AdaptiveMotorControlLab / CEBRA

Learnable latent embeddings for joint behavioral and neural analysis - Official implementation of CEBRA
https://cebra.ai
Other
899 stars 75 forks source link

Sklearn-API: support of all the integer types as discrete labels? #39

Closed gwappa closed 1 year ago

gwappa commented 1 year ago

Is there an existing issue for this?

Bug description

Hi,

thanks a lot for sharing this nice work!

I happened to use numpy.uint8 as the discrete label type, and the resulting CEBRA model ended up performing time-contrastive learning (instead of supervised learning using discrete labels).

It seems that it requires the labels to have numpy.int32 or numpy.int64 data types in order for them to be considered to be discrete: https://github.com/AdaptiveMotorControlLab/CEBRA/blob/main/cebra/integrations/sklearn/dataset.py#L142

Is it possible that you guys further support the other integer types for discrete labels?

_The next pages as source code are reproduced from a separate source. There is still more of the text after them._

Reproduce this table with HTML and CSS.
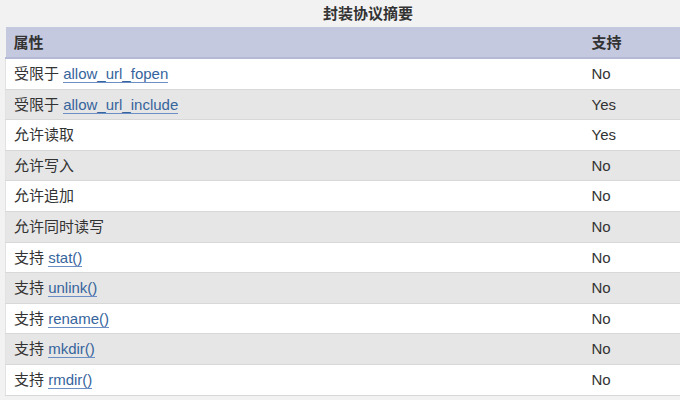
FILE: index.html
```html
<!DOCTYPE html>
<html lang="zh">
<head>
<meta charset="utf-8">
<link rel="stylesheet" href="styles.css">
</head>
<body>
<div class="wrap">
<table class="summary">
  <caption>封装协议摘要</caption>
  <thead>
    <tr><th class="c1">属性</th><th class="c2">支持</th></tr>
  </thead>
  <tbody>
    <tr><td>受限于 <a href="#">allow_url_fopen</a></td><td>No</td></tr>
    <tr><td>受限于 <a href="#">allow_url_include</a></td><td>Yes</td></tr>
    <tr><td>允许读取</td><td>Yes</td></tr>
    <tr><td>允许写入</td><td>No</td></tr>
    <tr><td>允许追加</td><td>No</td></tr>
    <tr><td>允许同时读写</td><td>No</td></tr>
    <tr><td>支持 <a href="#">stat()</a></td><td>No</td></tr>
    <tr><td>支持 <a href="#">unlink()</a></td><td>No</td></tr>
    <tr><td>支持 <a href="#">rename()</a></td><td>No</td></tr>
    <tr><td>支持 <a href="#">mkdir()</a></td><td>No</td></tr>
    <tr><td>支持 <a href="#">rmdir()</a></td><td>No</td></tr>
  </tbody>
</table>
</div>
</body>
</html>
```
FILE: styles.css
```css
html, body {
  margin: 0;
  padding: 0;
  background: #f2f2f2;
  overflow: hidden;
}
body {
  font-family: "Liberation Sans", Arial, "Noto Sans CJK SC", sans-serif;
  font-size: 15px;
  color: #333;
}
.wrap {
  padding-left: 5px;
  width: 675px;
  overflow: hidden;
}
.summary {
  width: 726px;
  border-collapse: collapse;
  table-layout: fixed;
}
.summary caption {
  font-weight: bold;
  font-size: 15px;
  color: #333;
  height: 27px;
  line-height: 27px;
  text-align: center;
}
.summary th {
  background: #c5c9df;
  text-align: left;
  font-weight: bold;
  color: #333;
  padding: 6px 8px 4px;
  line-height: 20px;
  border-bottom: 2px solid #b4b9d6;
}
.summary .c1 { width: 562px; }
.summary td {
  padding: 5px 8px 4px;
  line-height: 20.6px;
  background: #fff;
  border-bottom: 1px solid #d8d8d8;
  white-space: nowrap;
}
.summary td:first-child {
  border-left: 1px solid #e2e2e2;
}
.summary tbody tr:nth-child(even) td {
  background: #e6e6e6;
}
.summary a {
  color: #36649c;
  text-decoration: none;
  border-bottom: 1px solid #6b8fc4;
}
```
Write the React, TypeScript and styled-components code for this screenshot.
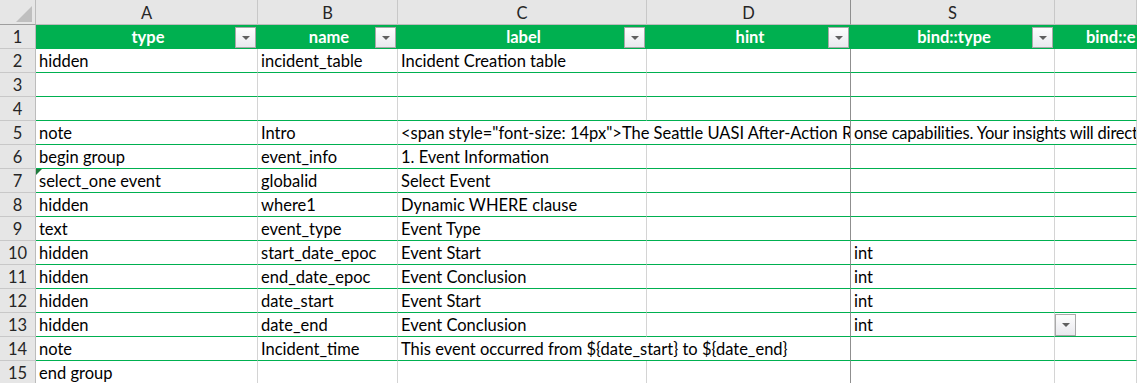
import * as React from 'react';
import styled, { createGlobalStyle, css } from 'styled-components';

const GREEN = '#00b050';
const GRID = '#d4d4d4';
const HIDDEN_EDGE = '#8f8f8f';

type Row = {
  a?: string;
  b?: string;
  c?: string;
  s?: string;
  cWide?: boolean;
  sWide?: string;
  flag?: boolean;
  picker?: boolean;
};

const rows: Row[] = [
  { a: 'hidden', b: 'incident_table', c: 'Incident Creation table' },
  {},
  {},
  {
    a: 'note',
    b: 'Intro',
    c: '<span style="font-size: 14px">The Seattle UASI After-Action R',
    cWide: true,
    sWide: 'onse capabilities. Your insights will direct',
  },
  { a: 'begin group', b: 'event_info', c: '1. Event Information' },
  { a: 'select_one event', b: 'globalid', c: 'Select Event', flag: true },
  { a: 'hidden', b: 'where1', c: 'Dynamic WHERE clause' },
  { a: 'text', b: 'event_type', c: 'Event Type' },
  { a: 'hidden', b: 'start_date_epoc', c: 'Event Start', s: 'int' },
  { a: 'hidden', b: 'end_date_epoc', c: 'Event Conclusion', s: 'int' },
  { a: 'hidden', b: 'date_start', c: 'Event Start', s: 'int' },
  { a: 'hidden', b: 'date_end', c: 'Event Conclusion', s: 'int', picker: true },
  {
    a: 'note',
    b: 'Incident_time',
    c: 'This event occurred from ${date_start} to ${date_end}',
    cWide: true,
  },
  { a: 'end group' },
];

const headers = [
  { letter: 'A', title: 'type' },
  { letter: 'B', title: 'name' },
  { letter: 'C', title: 'label' },
  { letter: 'D', title: 'hint', edge: true },
  { letter: 'S', title: 'bind::type' },
];

const GlobalStyle = createGlobalStyle`
  html, body {
    margin: 0;
    padding: 0;
    background: #ffffff;
    overflow: hidden;
  }
`;

const Sheet = styled.div`
  display: grid;
  grid-template-columns: 36px 222px 140px 249px 204px 204px 1fr;
  grid-template-rows: 25px;
  grid-auto-rows: 24px;
  width: 1137px;
  height: 383px;
  overflow: hidden;
  font-family: Lato, 'Liberation Sans', sans-serif;
  font-size: 16.5px;
  color: #000;
`;

const Corner = styled.div`
  position: relative;
  background: #e6e6e6;
  border-right: 1px solid #bcbcbc;
  border-bottom: 1px solid #9e9e9e;

  &::after {
    content: '';
    position: absolute;
    right: 3px;
    bottom: 2px;
    border-style: solid;
    border-width: 0 0 16px 16px;
    border-color: transparent transparent #bfbfbf transparent;
  }
`;

const ColHead = styled.div<{ $edge?: boolean }>`
  display: flex;
  align-items: center;
  justify-content: center;
  background: #e6e6e6;
  color: #262626;
  border-right: 1px solid ${p => (p.$edge ? HIDDEN_EDGE : '#c8c8c8')};
  border-bottom: 1px solid #bcbcbc;
  padding-top: 1px;
`;

const RowHead = styled.div`
  display: flex;
  align-items: center;
  justify-content: center;
  background: #e6e6e6;
  color: #262626;
  border-right: 1px solid #bcbcbc;
  border-bottom: 1px solid #c8c8c8;
  padding-top: 1px;
`;

const Cell = styled.div<{
  $span?: number;
  $edge?: boolean;
  $title?: boolean;
  $indent?: number;
  $tight?: boolean;
}>`
  position: relative;
  grid-column: span ${p => p.$span ?? 1};
  padding: 1px 0 0 ${p => p.$indent ?? 3}px;
  line-height: 23px;
  white-space: nowrap;
  overflow: hidden;
  letter-spacing: ${p => (p.$tight ? '-0.2px' : 'normal')};
  border-right: 1px solid ${p => (p.$edge ? HIDDEN_EDGE : GRID)};
  border-bottom: 1px solid ${GREEN};

  ${p =>
    p.$title &&
    css`
      background: ${GREEN};
      color: #ffffff;
      font-weight: 700;
      text-align: center;
      border-right-color: ${GREEN};
      line-height: 22px;
    `}
`;

const LeftTitle = styled(Cell)`
  text-align: left;
`;

const FilterButton = styled.span<{ $top?: number }>`
  position: absolute;
  top: ${p => p.$top ?? 2}px;
  right: 1px;
  width: 19px;
  height: 19px;
  display: flex;
  align-items: center;
  justify-content: center;
  border: 1px solid #a9a9a9;
  background: linear-gradient(#fdfdfd, #e9e9ee);

  &::after {
    content: '';
    border-style: solid;
    border-width: 4px 4px 0 4px;
    border-color: #5f5f5f transparent transparent transparent;
  }
`;

const PickerButton = styled(FilterButton)`
  left: 0;
  right: auto;
  top: 1px;
  height: 20px;
`;

const ErrorFlag = styled.span`
  position: absolute;
  top: 0;
  left: 0;
  border-style: solid;
  border-width: 6px 6px 0 0;
  border-color: #1e7b3c transparent transparent transparent;
`;

const App: React.FunctionComponent = () => (
  <Sheet>
    <GlobalStyle />
    <Corner />
    {headers.map(h => (
      <ColHead key={h.letter} $edge={h.edge}>
        {h.letter}
      </ColHead>
    ))}
    <ColHead />

    <RowHead>1</RowHead>
    {headers.map(h => (
      <Cell key={h.title} $title>
        {h.title}
        <FilterButton />
      </Cell>
    ))}
    <LeftTitle $title $indent={31}>
      bind::e
    </LeftTitle>

    {rows.map((r, i) => (
      <React.Fragment key={i}>
        <RowHead>{i + 2}</RowHead>
        <Cell>
          {r.flag && <ErrorFlag />}
          {r.a}
        </Cell>
        <Cell>{r.b}</Cell>
        {r.cWide ? (
          <Cell $span={2} $edge>
            {r.c}
          </Cell>
        ) : (
          <>
            <Cell>{r.c}</Cell>
            <Cell $edge />
          </>
        )}
        {r.sWide ? (
          <Cell $span={2} $tight>
            {r.sWide}
          </Cell>
        ) : (
          <>
            <Cell>{r.s}</Cell>
            <Cell>{r.picker && <PickerButton />}</Cell>
          </>
        )}
      </React.Fragment>
    ))}
  </Sheet>
);

export default App;
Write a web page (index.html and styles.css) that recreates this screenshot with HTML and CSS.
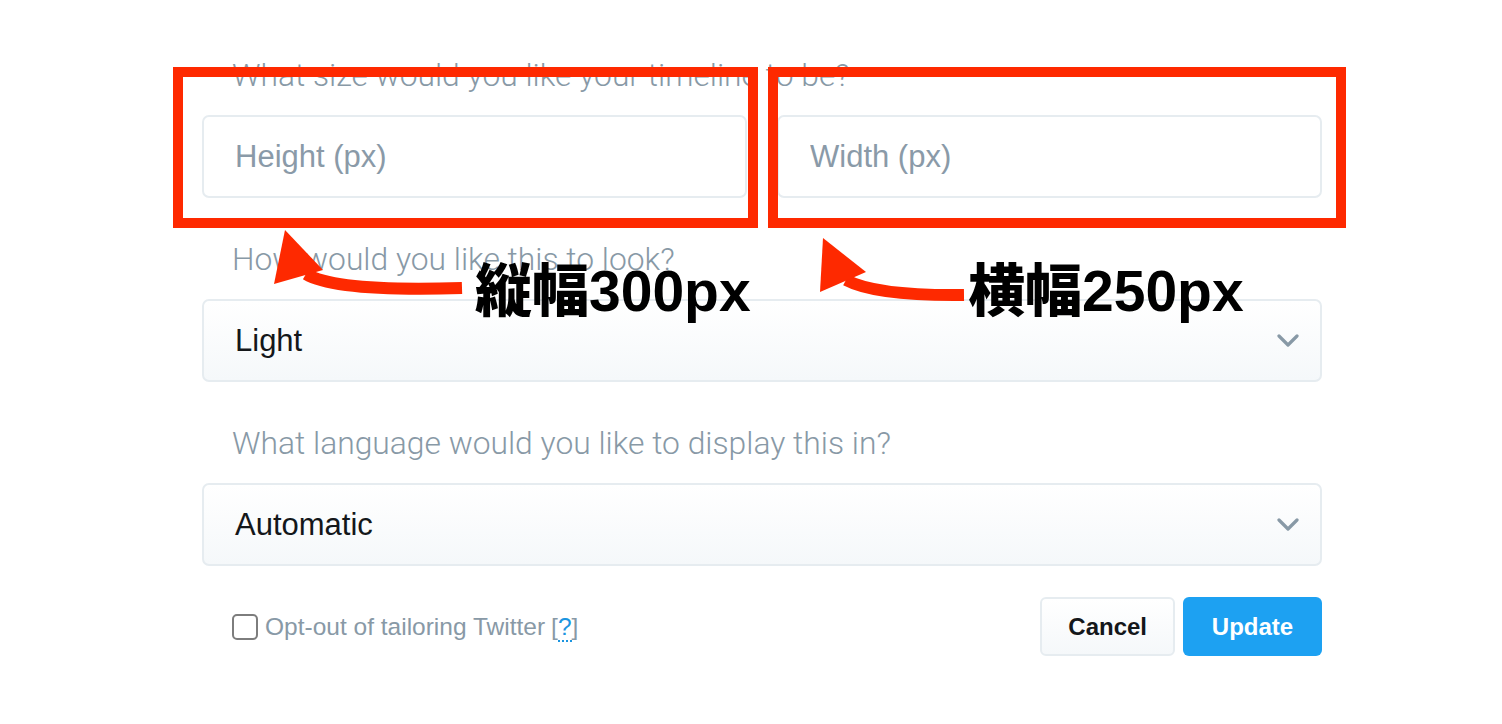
FILE: index.html
```html
<!DOCTYPE html>
<html>
<head>
<title>Embed Options</title>
<meta charset="UTF-8">
<meta name="viewport" content="width=device-width, initial-scale=1.0">
<link rel="stylesheet" href="styles.css">
</head>
<body>
<div class="page">
<form class="options">
<div class="group">
<label class="question">What size would you like your timeline to be?</label>
<div class="size-row">
<input class="field" type="text" placeholder="Height (px)">
<input class="field" type="text" placeholder="Width (px)">
</div>
</div>
<div class="group">
<label class="question">How would you like this to look?</label>
<div class="select">
<span>Light</span>
<svg class="chevron" width="22" height="14" viewBox="0 0 22 14"><path d="M2 2 L11 11 L20 2" fill="none" stroke="#8899a6" stroke-width="3.2" stroke-linecap="round" stroke-linejoin="round"/></svg>
</div>
</div>
<div class="group">
<label class="question">What language would you like to display this in?</label>
<div class="select">
<span>Automatic</span>
<svg class="chevron" width="22" height="14" viewBox="0 0 22 14"><path d="M2 2 L11 11 L20 2" fill="none" stroke="#8899a6" stroke-width="3.2" stroke-linecap="round" stroke-linejoin="round"/></svg>
</div>
</div>
<div class="footer">
<label class="optout"><span class="check"></span>Opt-out of tailoring Twitter <span class="help">[<abbr>?</abbr>]</span></label>
<div class="actions">
<button type="button" class="btn btn-cancel">Cancel</button>
<button type="button" class="btn btn-update">Update</button>
</div>
</div>
</form>

<!-- annotations drawn over the screenshot -->
<div class="mark mark-height"></div>
<div class="mark mark-width"></div>
<div class="note note-height">縦幅300px</div>
<div class="note note-width">横幅250px</div>
<svg class="arrows" width="1502" height="724" viewBox="0 0 1502 724">
<path d="M306 274 Q 336 292 462 288" fill="none" stroke="#fe2900" stroke-width="12"/>
<polygon points="285,230 274,284 323,270" fill="#fe2900"/>
<path d="M846 280 Q 876 296 964 295" fill="none" stroke="#fe2900" stroke-width="12"/>
<polygon points="823,238 820,292 866,272" fill="#fe2900"/>
</svg>
</div>
</body>
</html>
```

FILE: styles.css
```css
body {
    margin: 0;
    background: #fff;
    font-family: "Liberation Sans", Arial, sans-serif;
}
.page {
    position: relative;
    width: 1502px;
    height: 724px;
    overflow: hidden;
}
.options {
    width: 1120px;
    margin-left: 202px;
    padding-top: 55px;
}
.group {
    margin-bottom: 41px;
}
.question {
    display: block;
    padding-left: 30px;
    margin-bottom: 20px;
    line-height: 40px;
    font-family: Roboto, "Liberation Sans", sans-serif;
    font-weight: 300;
    font-size: 31.8px;
    color: #8899a6;
}
.size-row {
    display: flex;
    gap: 30px;
}
.field {
    flex: 1;
    min-width: 0;
    box-sizing: border-box;
    height: 83px;
    padding: 0 31px;
    border: 2px solid #e6ecf0;
    border-radius: 7px;
    font-family: "Liberation Sans", Arial, sans-serif;
    font-size: 31px;
    color: #14171a;
    outline: none;
}
.field::placeholder {
    color: #8a9aa8;
}
.select {
    display: flex;
    align-items: center;
    justify-content: space-between;
    box-sizing: border-box;
    height: 83px;
    padding: 0 21px 0 31px;
    border: 2px solid #e6ecf0;
    border-radius: 7px;
    background: linear-gradient(#fff, #f5f8fa);
    font-size: 31px;
    color: #14171a;
}
.footer {
    display: flex;
    align-items: center;
    justify-content: space-between;
    margin-top: -10px;
}
.optout {
    display: flex;
    align-items: center;
    padding-left: 30px;
    font-size: 24.5px;
    color: #8899a6;
}
.check {
    width: 22px;
    height: 22px;
    margin-right: 7px;
    border: 2px solid #7d7d7d;
    border-radius: 5px;
    background: #fff;
}
.help {
    margin-left: 6px;
}
.help abbr {
    color: #1b95e0;
    text-decoration: none;
    border-bottom: 2px dotted #1b95e0;
}
.actions {
    display: flex;
    gap: 8px;
}
.btn {
    height: 59px;
    padding: 0 26px;
    border-radius: 6px;
    font-family: "Liberation Sans", Arial, sans-serif;
    font-weight: bold;
    font-size: 24px;
    cursor: pointer;
}
.btn-cancel {
    border: 2px solid #e6ecf0;
    background: linear-gradient(#fff, #f5f8fa);
    color: #14171a;
}
.btn-update {
    min-width: 139px;
    border: none;
    background: #1da1f2;
    color: #fff;
}
.mark {
    position: absolute;
    top: 67px;
    height: 141px;
    border: 10px solid #fe2900;
}
.mark-height {
    left: 173px;
    width: 565px;
}
.mark-width {
    left: 768px;
    width: 558px;
}
.note {
    position: absolute;
    top: 251px;
    font-family: "Liberation Sans", "Noto Sans CJK JP", sans-serif;
    font-weight: 900;
    font-size: 57px;
    line-height: 80px;
    color: #000;
}
.note-height {
    left: 475px;
}
.note-width {
    left: 968px;
}
.arrows {
    position: absolute;
    left: 0;
    top: 0;
    pointer-events: none;
}
```
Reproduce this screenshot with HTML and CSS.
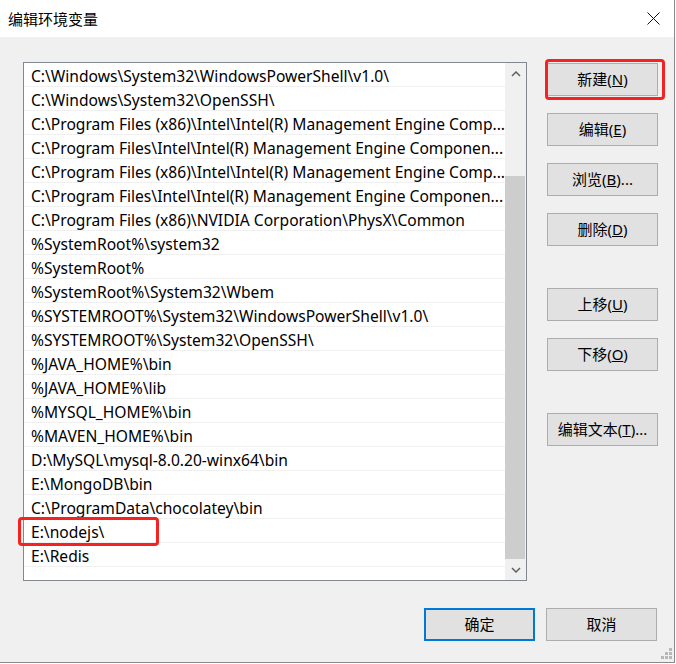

I found out this StackOverflow post: https://stackoverflow.com/questions/37726830/how-to-determine-if-a-number-is-any-type-of-int-core-or-numpy-signed-or-not

So substituting something like below should theoretically work:

-    elif y.dtype in (np.int32, np.int64):
+    elif np.issubdtype(y.dtype, np.integer):

Thank you very much in advance!

Operating System

CEBRA version

cebra version 0.2.0

Device type

Core i9 / RTX 3090

Steps To Reproduce

Something like below should reproduce this issue (unfortunately I write this on another computer: please forgive me for any potential typos)

import numpy as np
import cebra

N   = 1000
rng = np.random.default_rng()

X = np.concatenate([rng.multivariate_normal(mean=[0, 0], cov=[[0.2, 0], [0, 0.2]], size=N),
                    rng.multivariate_normal(mean=[1, 0], cov=[[0.2, 0.1], [0.1, 0.2]], size=N)],
                   axis=0)
y = np.concatenate([np.zeros(N), np.ones(N)])

# casting the label to uint8 (the use of int32 instead should work)
y = y.astype(np.uint8)

_, _, loader, _ = cebra.CEBRA(batch_size = N // 2)._prepare_fit(X, y)

assert loader.dataset.discrete_index is not None

Relevant log output

No response

Anything else?

No response

Code of Conduct

stes commented 1 year ago

Hi @gwappa , great catch, thanks a lot for your bug report.

This seems related to #30 (CC @CeliaBenquet ) , where we started fixing a similar issue for the decoder.

@gonlairo , let's try to convert this issue into a test, move the helper functions in #30 out of cebra/integrations/sklearn/decoder.py, and then fix the selection of the distribution when another data type is given?

@gwappa , I assume that this issue is not blocking you currently? We will probably address it in an upcoming version of CEBRA.

gonlairo commented 1 year ago

Thank you very much @gwappa. I'm on it.